Viajé a Tánger para asistir al homenaje que el Instituto Cervantes de esta ciudad le hizo a Ramón Buenaventura el pasado 14 de noviembre.

Fui por iniciativa propia, movido por la simpatía y la admiración que siento por Ramón y por su obra. No quería perderme la ocasión de verlo y de celebrarlo en su ciudad natal, por mucho que poco o nada reste del Tánger en que transcurrieron su infancia y adolescencia, y que tanto lugar ocupa en su poesía, en sus novelas, en su memoria.

Llenaba la sala de actos del Cervantes un nutrido público en el que se contaban, llegados de distintas provincias españolas, no pocos familiares de Ramón, qué buena gente. Él leyó para la ocasión un texto estupendo, divertido y conmovedor, centrado en sus años tangerinos, cuando todo el mundo lo conocía por el nombre de Monchito.

Su evocación, llena de añoranzas, se resistía sin embargo –bueno es Ramón– a toda tentación idealizadora. Lejos de eso, socavaba desde dentro el mito tan divulgado del Tánger cosmopolita, de la ciudad internacional en la que, hasta 1960 y más allá, habrían convivido pacíficamente europeos, marroquíes y judíos, y que sirvió de escenario para las fantasías orientalistas y los devaneos sexuales y psicodélicos de un puñado de afamados artistas y escritores.

Contó Ramón (nacido en 1940) cómo la vida de él y sus compañeros, españoles de tercera generación en Tánger, transcurría tan desentendida de la España de Franco –apenas una sombría silueta en el horizonte marino– como de la población de origen africano.

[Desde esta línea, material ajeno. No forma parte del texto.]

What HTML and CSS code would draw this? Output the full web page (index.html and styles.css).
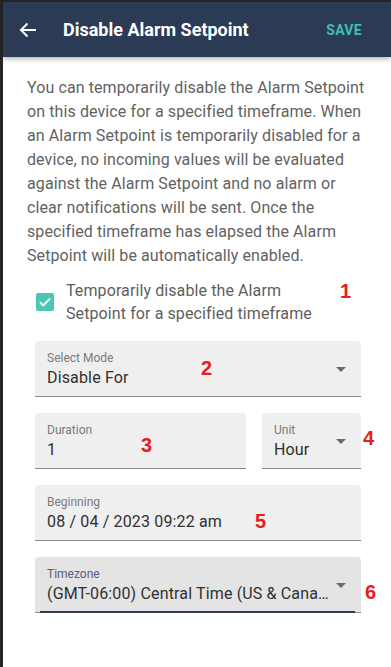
FILE: index.html
```html
<!DOCTYPE html>
<html>
<head>
<meta charset="utf-8">
<link rel="stylesheet" href="styles.css">
</head>
<body>
<div class="app">
  <header class="topbar">
    <svg class="back" width="18" height="16" viewBox="0 0 18 16"><path d="M17 8H2M8.5 1.5L2 8l6.5 6.5" fill="none" stroke="#fff" stroke-width="2"/></svg>
    <h1 class="title">Disable Alarm Setpoint</h1>
    <span class="save">SAVE</span>
  </header>
  <main class="content">
    <p class="intro">You can temporarily disable the Alarm Setpoint on this device for a specified timeframe. When an Alarm Setpoint is temporarily disabled for a device, no incoming values will be evaluated against the Alarm Setpoint and no alarm or clear notifications will be sent. Once the specified timeframe has elapsed the Alarm Setpoint will be automatically enabled.</p>
    <div class="check-row">
      <span class="checkbox"><svg width="14" height="14" viewBox="0 0 14 14"><path d="M2 7.2l3.2 3.2L12 3.6" fill="none" stroke="#fff" stroke-width="2"/></svg></span>
      <span class="check-label">Temporarily disable the Alarm Setpoint for a specified timeframe</span>
      <span class="anno anno-1">1</span>
    </div>
    <div class="fields">
      <div class="field select">
        <span class="flabel">Select Mode</span>
        <span class="fvalue">Disable For</span>
        <span class="caret"></span>
        <span class="anno anno-2">2</span>
      </div>
      <div class="field-row">
        <div class="field duration">
          <span class="flabel">Duration</span>
          <span class="fvalue">1</span>
          <span class="anno anno-3">3</span>
        </div>
        <div class="field select unit">
          <span class="flabel">Unit</span>
          <span class="fvalue">Hour</span>
          <span class="caret"></span>
          <span class="anno anno-4">4</span>
        </div>
      </div>
      <div class="field">
        <span class="flabel">Beginning</span>
        <span class="fvalue">08 / 04 / 2023 09:22 am</span>
        <span class="anno anno-5">5</span>
      </div>
      <div class="field select focused">
        <span class="flabel">Timezone</span>
        <span class="fvalue">(GMT-06:00) Central Time (US &amp; Canada)</span>
        <span class="caret"></span>
        <span class="anno anno-6">6</span>
      </div>
    </div>
  </main>
</div>
</body>
</html>
```

FILE: styles.css
```css
html, body {
  margin: 0;
  padding: 0;
  background: #262626;
  height: 100%;
}
body {
  font-family: Roboto, "Liberation Sans", Arial, sans-serif;
}
.app {
  margin-left: 3px;
  padding-top: 2px;
  height: 665px;
  display: flex;
  flex-direction: column;
}
.topbar {
  background: #2b3a55;
  height: 55px;
  display: flex;
  align-items: center;
  padding: 0 0 0 16px;
  box-shadow: 0 2px 5px rgba(0,0,0,0.3);
  position: relative;
  z-index: 1;
}
.back {
  display: block;
  margin-right: 26px;
}
.title {
  margin: 0;
  color: #fff;
  font-size: 18px;
  font-weight: 700;
  flex: 1;
  letter-spacing: 0;
}
.save {
  color: #3fbfad;
  font-size: 14px;
  font-weight: 700;
  margin-right: 29px;
  letter-spacing: 0.3px;
}
.content {
  flex: 1;
  background: #fff;
  padding: 19px 20px 0 24px;
}
.intro {
  margin: 0;
  font-size: 16px;
  line-height: 24px;
  letter-spacing: 0.1px;
  color: #626262;
}
.check-row {
  position: relative;
  display: flex;
  align-items: center;
  margin-top: 11px;
  padding-left: 9px;
}
.checkbox {
  width: 18px;
  height: 18px;
  border-radius: 2px;
  background: #4cc5b3;
  display: flex;
  align-items: center;
  justify-content: center;
  flex: none;
}
.check-label {
  margin-left: 12px;
  width: 255px;
  font-size: 16px;
  line-height: 23px;
  letter-spacing: 0.1px;
  color: #5e5e5e;
}
.fields {
  margin: 16px 10px 0 8px;
  display: flex;
  flex-direction: column;
  gap: 16px;
}
.field-row {
  display: flex;
  gap: 16px;
}
.field {
  position: relative;
  background: #efefef;
  border-radius: 4px 4px 0 0;
  border-bottom: 1px solid #8a8a8a;
  height: 55px;
  box-sizing: content-box;
  padding: 0 12px;
  display: flex;
  flex-direction: column;
}
.duration {
  flex: 1;
}
.unit {
  width: 75px;
  flex: none;
}
.flabel {
  margin-top: 10px;
  font-size: 12px;
  line-height: 14px;
  color: #7a7a7a;
}
.fvalue {
  margin-top: 1px;
  font-size: 16px;
  line-height: 24px;
  letter-spacing: 0.15px;
  color: #303030;
  white-space: nowrap;
  overflow: hidden;
  text-overflow: ellipsis;
}
.select .fvalue {
  padding-right: 20px;
}
.caret {
  position: absolute;
  right: 15px;
  top: 26px;
  width: 0;
  height: 0;
  border-left: 5px solid transparent;
  border-right: 5px solid transparent;
  border-top: 5px solid #6b6b6b;
}
.focused {
  background: #e4e4e4;
}
.focused .flabel {
  color: #56607a;
}
.focused::after {
  content: "";
  position: absolute;
  left: 5px;
  right: 6px;
  bottom: -1px;
  height: 2px;
  background: #2b3a55;
}
.anno {
  position: absolute;
  color: #e5201c;
  font-family: "Liberation Sans", Arial, sans-serif;
  font-weight: 700;
  font-size: 20px;
  line-height: 20px;
}
.anno-1 { left: 313px; top: 2px; }
.anno-2 { left: 166px; top: 17px; }
.anno-3 { left: 106px; top: 22px; }
.anno-4 { left: 101px; top: 15px; }
.anno-5 { left: 220px; top: 26px; }
.anno-6 { left: 330px; top: 25px; }
```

Las palabras de Ramón Buenaventura, pronunciadas con su aspereza característica, resonaron peligrosamente en la sala abarrotada

Dijo, por ejemplo, que él nunca, nunca, había tenido tratos con ninguna muchacha marroquí. Que “ni siquiera nos molestamos en aprender el árabe, más allá de las cien o doscientas palabras básicas, como mucho”. Y que, si bien había algún que otro muchacho marroquí en el instituto al que iban, “ninguno de ellos asistía a nuestros guateques, ni salía con nuestras chicas, ni se venía a la playa con la panda”.

Lo que sigue pertenece a una vieja charla de Ramón en que declaraba ya algo parecido: “Dicho en lisas y llanas palabras: prevalecía una discriminación casi total de la que nosotros no éramos conscientes, o que aceptábamos como un hecho natural. Habría que matizar en este punto, sin embargo: no era una discriminación que se debiera a ningún sentido de superioridad. Lo que teníamos era una fuerte noción de la diferencia e, incluso, perdóneseme, del carácter no conciliable de ambas culturas. No éramos enemigos, pero sólo podíamos vivir en el mismo espacio territorial a condición de no mezclarnos excesivamente. Además, claro, nosotros mandábamos”.

Las palabras de Ramón, pronunciadas con su aspereza característica, resonaron peligrosamente en la sala abarrotada. Las intervenciones del público volvieron sobre este testimonio, que algunos malentendieron, y que otros, susceptibles, sintieron como una agresión a la imagen favorita de la ciudad, a su más amable postal.

Fue una buena idea, para relajar el ambiente, forzar a Ramón a recitar un poema inédito, aún reciente, que él se resiste a dar por bueno. Se titula “Tánger Paraíso” y –aun a riesgo de que él me mate por atreverme– no me resisto a citar aquí, en una versión acaso ya caducada, unos pocos versos de su tramo final: “España fue el antídoto del Paraíso; / España es el antídoto / de cualquier paraíso; // pero Tánger me hizo extranjero, / para siempre, / de todas las Patrias. // Yo solo soy de allí, del Paraíso / que ya no existe, / que quizá no existiera / nunca”.

Por cierto que mi contribución al homenaje consistió en anunciar a propios y extraños la publicación, en 2026 y en la editorial Ultramarinos, de la poesía completa de Ramón Buenaventura, en la que venimos trabajando, temerariamente, el poeta y editor Unai Velasco y yo mismo. Será un acontecimiento, sépanlo.